GOAL:
Take the material below and retype it in full; pictures are left out.

COLLECTED DATA:
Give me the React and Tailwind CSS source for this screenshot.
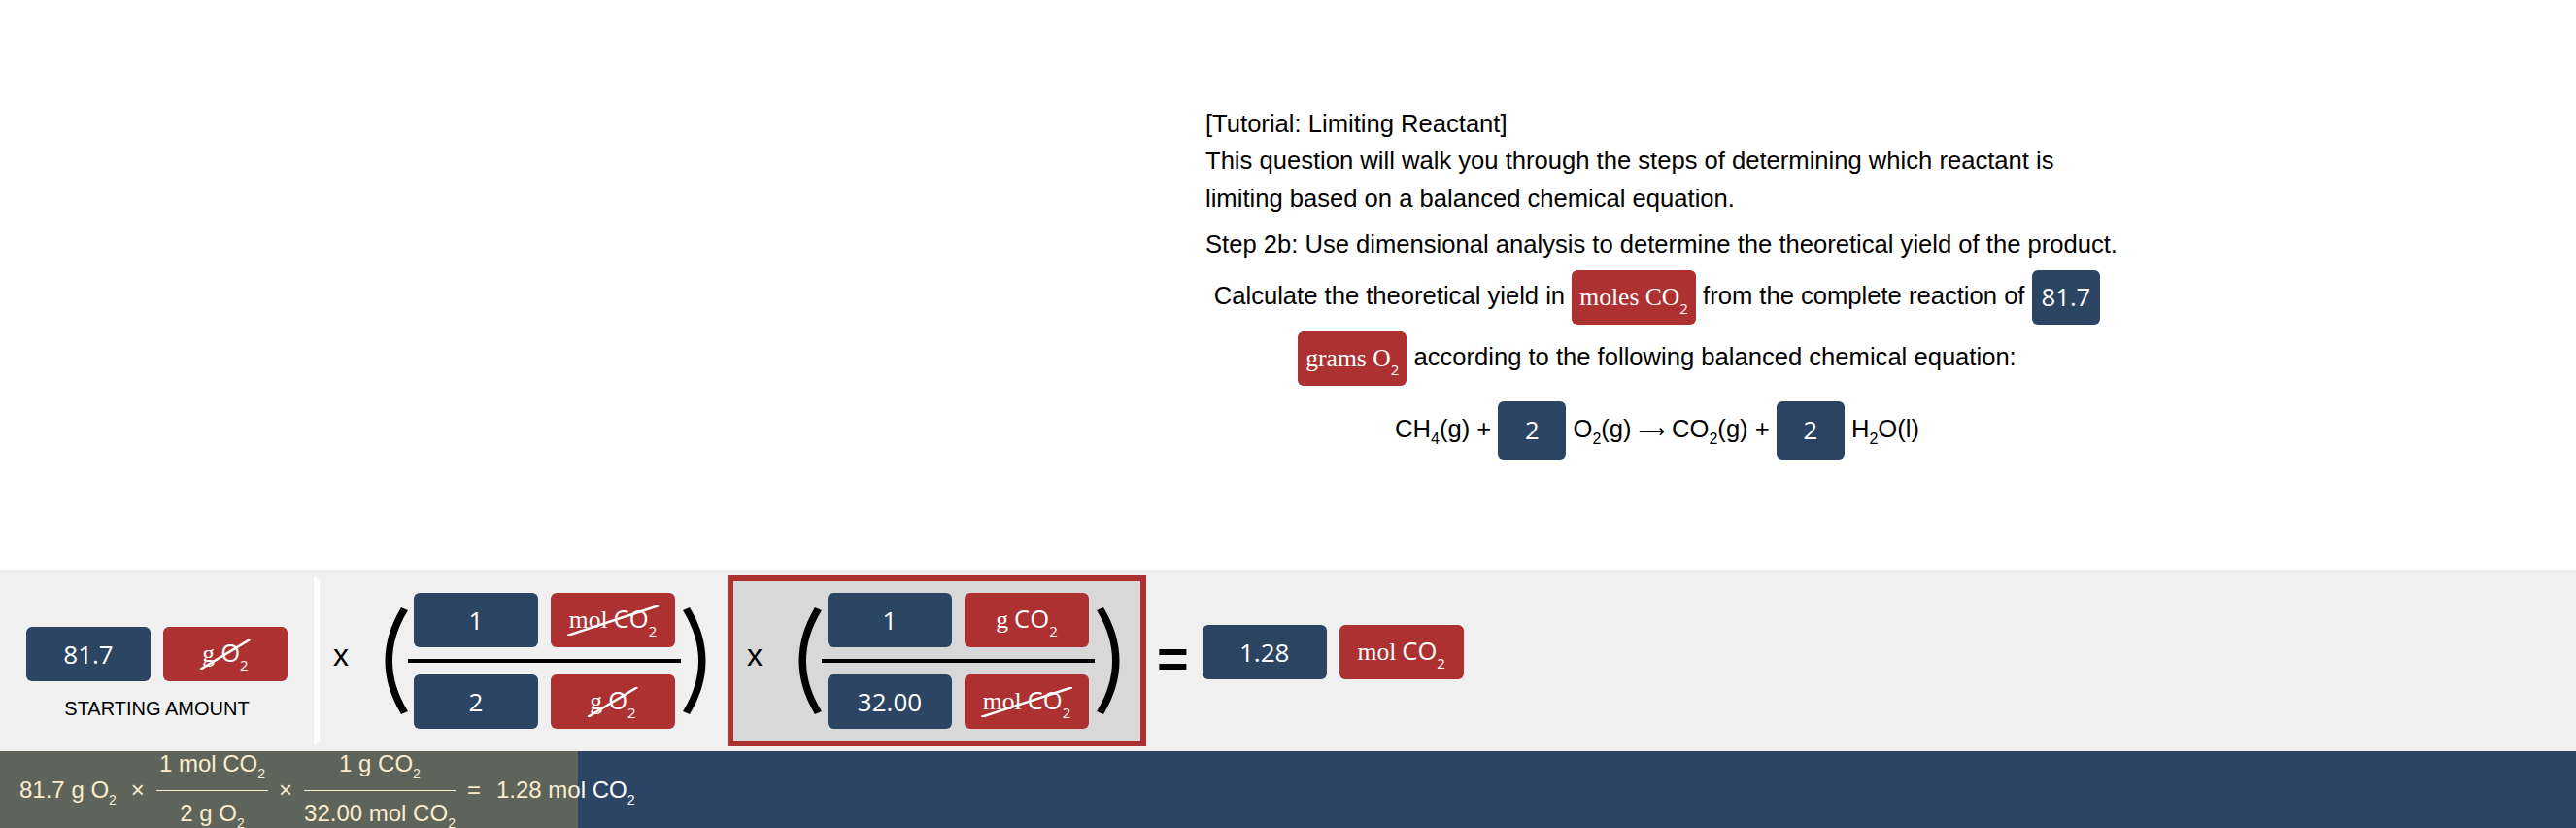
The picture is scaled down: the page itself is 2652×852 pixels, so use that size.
import React from 'react'

// palette lifted from the worksheet widget
const BLUE = 'bg-[#2c4563]'
const RED = 'bg-[#ad3131]'
const SANS = "font-['Liberation_Sans',Arial,sans-serif]"
const OPEN = "font-['Open_Sans',sans-serif]"
const SERIF = "font-['Liberation_Serif','Times_New_Roman',serif]"

function Strike() {
  return (
    <svg
      className="pointer-events-none absolute left-[-2px] top-[-1px] h-[calc(100%+2px)] w-[calc(100%+4px)]"
      viewBox="0 0 100 100"
      preserveAspectRatio="none"
    >
      <line x1="0" y1="100" x2="100" y2="0" stroke="white" strokeWidth="2.5" vectorEffect="non-scaling-stroke" />
    </svg>
  )
}

function Unit({ word, formula, struck = false }) {
  return (
    <span className="relative inline-flex items-baseline leading-[26px]">
      <span className={SERIF}>{word}</span>
      <span className={`ml-[6px] ${OPEN}`}>{formula}</span>
      <span className={`relative top-[9px] text-[15px] ${OPEN}`}>2</span>
      {struck && <Strike />}
    </span>
  )
}

function NumBox({ children }) {
  return (
    <div className={`flex h-[56px] w-[128px] items-center justify-center rounded-[6px] ${BLUE} ${OPEN} text-[26px] text-white`}>
      {children}
    </div>
  )
}

function UnitBox({ children }) {
  return (
    <div className={`flex h-[56px] w-[128px] items-center justify-center rounded-[6px] ${RED} text-[25.6px] text-white`}>
      {children}
    </div>
  )
}

function Paren({ right = false }) {
  return (
    <svg width="26" height="110" viewBox="0 0 26 110" className="shrink-0">
      <path
        d={right ? 'M7 0 L0 3 Q32 55 0 107 L7 110 Q40 55 7 0 Z' : 'M19 0 L26 3 Q-6 55 26 107 L19 110 Q-14 55 19 0 Z'}
        fill="black"
      />
    </svg>
  )
}

function Factor({ active = false, top, bottom }) {
  return (
    <div
      className={`flex h-[176px] items-center pl-[14px] pr-[19px] ${
        active
          ? 'ml-[1px] border-[6px] border-[#ad3131] bg-[#d8d8d8]'
          : 'border-y-[6px] border-l-[6px] border-r-0 border-y-transparent border-l-white'
      }`}
    >
      <span className="mb-[12px] w-[18px] text-[32px] leading-none">x</span>
      <div className="ml-[33px]">
        <Paren />
      </div>
      <div className="ml-[6px] flex flex-col">
        <div className="flex gap-[13px]">{top}</div>
        <div className="-mx-[6px] my-[12px] h-[4px] bg-black" />
        <div className="flex gap-[13px]">{bottom}</div>
      </div>
      <div className="ml-[8px]">
        <Paren right />
      </div>
    </div>
  )
}

function InlineNum({ children, tall = false }) {
  return (
    <span
      className={`inline-block min-w-[70px] rounded-[6px] px-[10px] text-center align-middle ${
        tall ? 'h-[60px] leading-[60px]' : 'h-[56px] leading-[56px]'
      } ${BLUE} ${OPEN} text-white`}
    >
      {children}
    </span>
  )
}

function InlineUnit({ word, formula }) {
  return (
    <span className={`inline-block h-[56px] rounded-[6px] px-[8px] align-middle leading-[56px] ${RED} ${SERIF} text-white`}>
      {word} {formula}
      <span className={`relative top-[9px] text-[15px] ${OPEN}`}>2</span>
    </span>
  )
}

function Sub({ children, className = 'text-[16px] top-[7px]' }) {
  return <span className={`relative ${className}`}>{children}</span>
}

function Frac({ num, den }) {
  return (
    <div className="flex flex-col items-center">
      <div className="px-[3px] pb-[10px] leading-[28px]">{num}</div>
      <div className="w-full border-t-[1.5px] border-white pt-[9px] text-center leading-[28px]">{den}</div>
    </div>
  )
}

const s2 = <Sub className="text-[14px] top-[7px]">2</Sub>

export default function App() {
  return (
    <div className={`h-[852px] w-full overflow-hidden bg-white ${SANS} text-black`}>
      {/* question text */}
      <div className="h-[587px] pt-[108px] text-[25.6px] leading-[38.4px]">
        <div className="ml-[1241px] w-[945px]">
          <p>[Tutorial: Limiting Reactant]</p>
          <p>This question will walk you through the steps of determining which reactant is limiting based on a balanced chemical equation.</p>
          <p className="mt-[9px]">Step 2b: Use dimensional analysis to determine the theoretical yield of the product.</p>
          <p className="mt-[2px] w-[930px] text-center leading-[63px]">
            Calculate the theoretical yield in <InlineUnit word="moles" formula="CO" /> from the complete reaction of{' '}
            <InlineNum>81.7</InlineNum> <InlineUnit word="grams" formula="O" /> according to the following balanced chemical equation:
          </p>
          <p className="mt-[11px] w-[930px] text-center leading-[63px]">
            CH<Sub>4</Sub>(g) + <InlineNum tall>2</InlineNum> O<Sub>2</Sub>(g){' '}
            <span className="font-['DejaVu_Sans',sans-serif] text-[19px]">⟶</span> CO<Sub>2</Sub>(g) +{' '}
            <InlineNum tall>2</InlineNum> H<Sub>2</Sub>O(l)
          </p>
        </div>
      </div>

      {/* dimensional analysis row */}
      <div className="flex h-[186px] items-center bg-[#f0f0f0]">
        <div className="flex w-[323px] flex-col items-center self-start pt-[58px]">
          <div className="flex gap-[13px]">
            <NumBox>81.7</NumBox>
            <UnitBox>
              <Unit word="g" formula="O" struck />
            </UnitBox>
          </div>
          <div className="mt-[17px] text-[20px] leading-[23px]">STARTING AMOUNT</div>
        </div>

        <Factor
          top={[
            <NumBox key="a">1</NumBox>,
            <UnitBox key="b">
              <Unit word="mol" formula="CO" struck />
            </UnitBox>,
          ]}
          bottom={[
            <NumBox key="c">2</NumBox>,
            <UnitBox key="d">
              <Unit word="g" formula="O" struck />
            </UnitBox>,
          ]}
        />

        <Factor
          active
          top={[
            <NumBox key="a">1</NumBox>,
            <UnitBox key="b">
              <Unit word="g" formula="CO" />
            </UnitBox>,
          ]}
          bottom={[
            <NumBox key="c">32.00</NumBox>,
            <UnitBox key="d">
              <Unit word="mol" formula="CO" struck />
            </UnitBox>,
          ]}
        />

        <span className="mb-[5px] ml-[11px] text-[56px] font-bold leading-none">=</span>

        <div className="ml-[14px] flex gap-[13px] self-start pt-[56px]">
          <NumBox>1.28</NumBox>
          <UnitBox>
            <Unit word="mol" formula="CO" />
          </UnitBox>
        </div>
      </div>

      {/* worked equation strip */}
      <div className={`relative h-[79px] ${BLUE} text-[24px] text-white`}>
        <div className="flex h-full items-center pl-[20px]">
          <span>81.7 g O{s2}</span>
          <span className="ml-[15px]">×</span>
          <div className="ml-[12px]">
            <Frac num={<>1 mol CO{s2}</>} den={<>2 g O{s2}</>} />
          </div>
          <span className="ml-[11px]">×</span>
          <div className="ml-[12px]">
            <Frac num={<>1 g CO{s2}</>} den={<>32.00 mol CO{s2}</>} />
          </div>
          <span className="ml-[12px]">=</span>
          <span className="ml-[16px]">1.28 mol CO{s2}</span>
        </div>
        <div className="pointer-events-none absolute inset-y-0 left-0 w-[595px] bg-[rgba(233,184,66,0.27)]" />
      </div>
    </div>
  )
}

SOLVED EXERCISE:
Give me the React and Tailwind CSS source for this screenshot.
The picture is scaled down: the page itself is 2652×852 pixels, so use that size.
import React from 'react'

// palette lifted from the worksheet widget
const BLUE = 'bg-[#2c4563]'
const RED = 'bg-[#ad3131]'
const SANS = "font-['Liberation_Sans',Arial,sans-serif]"
const OPEN = "font-['Open_Sans',sans-serif]"
const SERIF = "font-['Liberation_Serif','Times_New_Roman',serif]"

function Strike() {
  return (
    <svg
      className="pointer-events-none absolute left-[-2px] top-[-1px] h-[calc(100%+2px)] w-[calc(100%+4px)]"
      viewBox="0 0 100 100"
      preserveAspectRatio="none"
    >
      <line x1="0" y1="100" x2="100" y2="0" stroke="white" strokeWidth="2.5" vectorEffect="non-scaling-stroke" />
    </svg>
  )
}

function Unit({ word, formula, struck = false }) {
  return (
    <span className="relative inline-flex items-baseline leading-[26px]">
      <span className={SERIF}>{word}</span>
      <span className={`ml-[6px] ${OPEN}`}>{formula}</span>
      <span className={`relative top-[9px] text-[15px] ${OPEN}`}>2</span>
      {struck && <Strike />}
    </span>
  )
}

function NumBox({ children }) {
  return (
    <div className={`flex h-[56px] w-[128px] items-center justify-center rounded-[6px] ${BLUE} ${OPEN} text-[26px] text-white`}>
      {children}
    </div>
  )
}

function UnitBox({ children }) {
  return (
    <div className={`flex h-[56px] w-[128px] items-center justify-center rounded-[6px] ${RED} text-[25.6px] text-white`}>
      {children}
    </div>
  )
}

function Paren({ right = false }) {
  return (
    <svg width="26" height="110" viewBox="0 0 26 110" className="shrink-0">
      <path
        d={right ? 'M7 0 L0 3 Q32 55 0 107 L7 110 Q40 55 7 0 Z' : 'M19 0 L26 3 Q-6 55 26 107 L19 110 Q-14 55 19 0 Z'}
        fill="black"
      />
    </svg>
  )
}

function Factor({ active = false, top, bottom }) {
  return (
    <div
      className={`flex h-[176px] items-center pl-[14px] pr-[19px] ${
        active
          ? 'ml-[1px] border-[6px] border-[#ad3131] bg-[#d8d8d8]'
          : 'border-y-[6px] border-l-[6px] border-r-0 border-y-transparent border-l-white'
      }`}
    >
      <span className="mb-[12px] w-[18px] text-[32px] leading-none">x</span>
      <div className="ml-[33px]">
        <Paren />
      </div>
      <div className="ml-[6px] flex flex-col">
        <div className="flex gap-[13px]">{top}</div>
        <div className="-mx-[6px] my-[12px] h-[4px] bg-black" />
        <div className="flex gap-[13px]">{bottom}</div>
      </div>
      <div className="ml-[8px]">
        <Paren right />
      </div>
    </div>
  )
}

function InlineNum({ children, tall = false }) {
  return (
    <span
      className={`inline-block min-w-[70px] rounded-[6px] px-[10px] text-center align-middle ${
        tall ? 'h-[60px] leading-[60px]' : 'h-[56px] leading-[56px]'
      } ${BLUE} ${OPEN} text-white`}
    >
      {children}
    </span>
  )
}

function InlineUnit({ word, formula }) {
  return (
    <span className={`inline-block h-[56px] rounded-[6px] px-[8px] align-middle leading-[56px] ${RED} ${SERIF} text-white`}>
      {word} {formula}
      <span className={`relative top-[9px] text-[15px] ${OPEN}`}>2</span>
    </span>
  )
}

function Sub({ children, className = 'text-[16px] top-[7px]' }) {
  return <span className={`relative ${className}`}>{children}</span>
}

function Frac({ num, den }) {
  return (
    <div className="flex flex-col items-center">
      <div className="px-[3px] pb-[10px] leading-[28px]">{num}</div>
      <div className="w-full border-t-[1.5px] border-white pt-[9px] text-center leading-[28px]">{den}</div>
    </div>
  )
}

const s2 = <Sub className="text-[14px] top-[7px]">2</Sub>

export default function App() {
  return (
    <div className={`h-[852px] w-full overflow-hidden bg-white ${SANS} text-black`}>
      {/* question text */}
      <div className="h-[587px] pt-[108px] text-[25.6px] leading-[38.4px]">
        <div className="ml-[1241px] w-[945px]">
          <p>[Tutorial: Limiting Reactant]</p>
          <p>This question will walk you through the steps of determining which reactant is limiting based on a balanced chemical equation.</p>
          <p className="mt-[9px]">Step 2b: Use dimensional analysis to determine the theoretical yield of the product.</p>
          <p className="mt-[2px] w-[930px] text-center leading-[63px]">
            Calculate the theoretical yield in <InlineUnit word="moles" formula="CO" /> from the complete reaction of{' '}
            <InlineNum>81.7</InlineNum> <InlineUnit word="grams" formula="O" /> according to the following balanced chemical equation:
          </p>
          <p className="mt-[11px] w-[930px] text-center leading-[63px]">
            CH<Sub>4</Sub>(g) + <InlineNum tall>2</InlineNum> O<Sub>2</Sub>(g){' '}
            <span className="font-['DejaVu_Sans',sans-serif] text-[19px]">⟶</span> CO<Sub>2</Sub>(g) +{' '}
            <InlineNum tall>2</InlineNum> H<Sub>2</Sub>O(l)
          </p>
        </div>
      </div>

      {/* dimensional analysis row */}
      <div className="flex h-[186px] items-center bg-[#f0f0f0]">
        <div className="flex w-[323px] flex-col items-center self-start pt-[58px]">
          <div className="flex gap-[13px]">
            <NumBox>81.7</NumBox>
            <UnitBox>
              <Unit word="g" formula="O" struck />
            </UnitBox>
          </div>
          <div className="mt-[17px] text-[20px] leading-[23px]">STARTING AMOUNT</div>
        </div>

        <Factor
          top={[
            <NumBox key="a">1</NumBox>,
            <UnitBox key="b">
              <Unit word="mol" formula="CO" struck />
            </UnitBox>,
          ]}
          bottom={[
            <NumBox key="c">2</NumBox>,
            <UnitBox key="d">
              <Unit word="g" formula="O" struck />
            </UnitBox>,
          ]}
        />

        <Factor
          active
          top={[
            <NumBox key="a">1</NumBox>,
            <UnitBox key="b">
              <Unit word="g" formula="CO" />
            </UnitBox>,
          ]}
          bottom={[
            <NumBox key="c">32.00</NumBox>,
            <UnitBox key="d">
              <Unit word="mol" formula="CO" struck />
            </UnitBox>,
          ]}
        />

        <span className="mb-[5px] ml-[11px] text-[56px] font-bold leading-none">=</span>

        <div className="ml-[14px] flex gap-[13px] self-start pt-[56px]">
          <NumBox>1.28</NumBox>
          <UnitBox>
            <Unit word="mol" formula="CO" />
          </UnitBox>
        </div>
      </div>

      {/* worked equation strip */}
      <div className={`relative h-[79px] ${BLUE} text-[24px] text-white`}>
        <div className="flex h-full items-center pl-[20px]">
          <span>81.7 g O{s2}</span>
          <span className="ml-[15px]">×</span>
          <div className="ml-[12px]">
            <Frac num={<>1 mol CO{s2}</>} den={<>2 g O{s2}</>} />
          </div>
          <span className="ml-[11px]">×</span>
          <div className="ml-[12px]">
            <Frac num={<>1 g CO{s2}</>} den={<>32.00 mol CO{s2}</>} />
          </div>
          <span className="ml-[12px]">=</span>
          <span className="ml-[16px]">1.28 mol CO{s2}</span>
        </div>
        <div className="pointer-events-none absolute inset-y-0 left-0 w-[595px] bg-[rgba(233,184,66,0.27)]" />
      </div>
    </div>
  )
}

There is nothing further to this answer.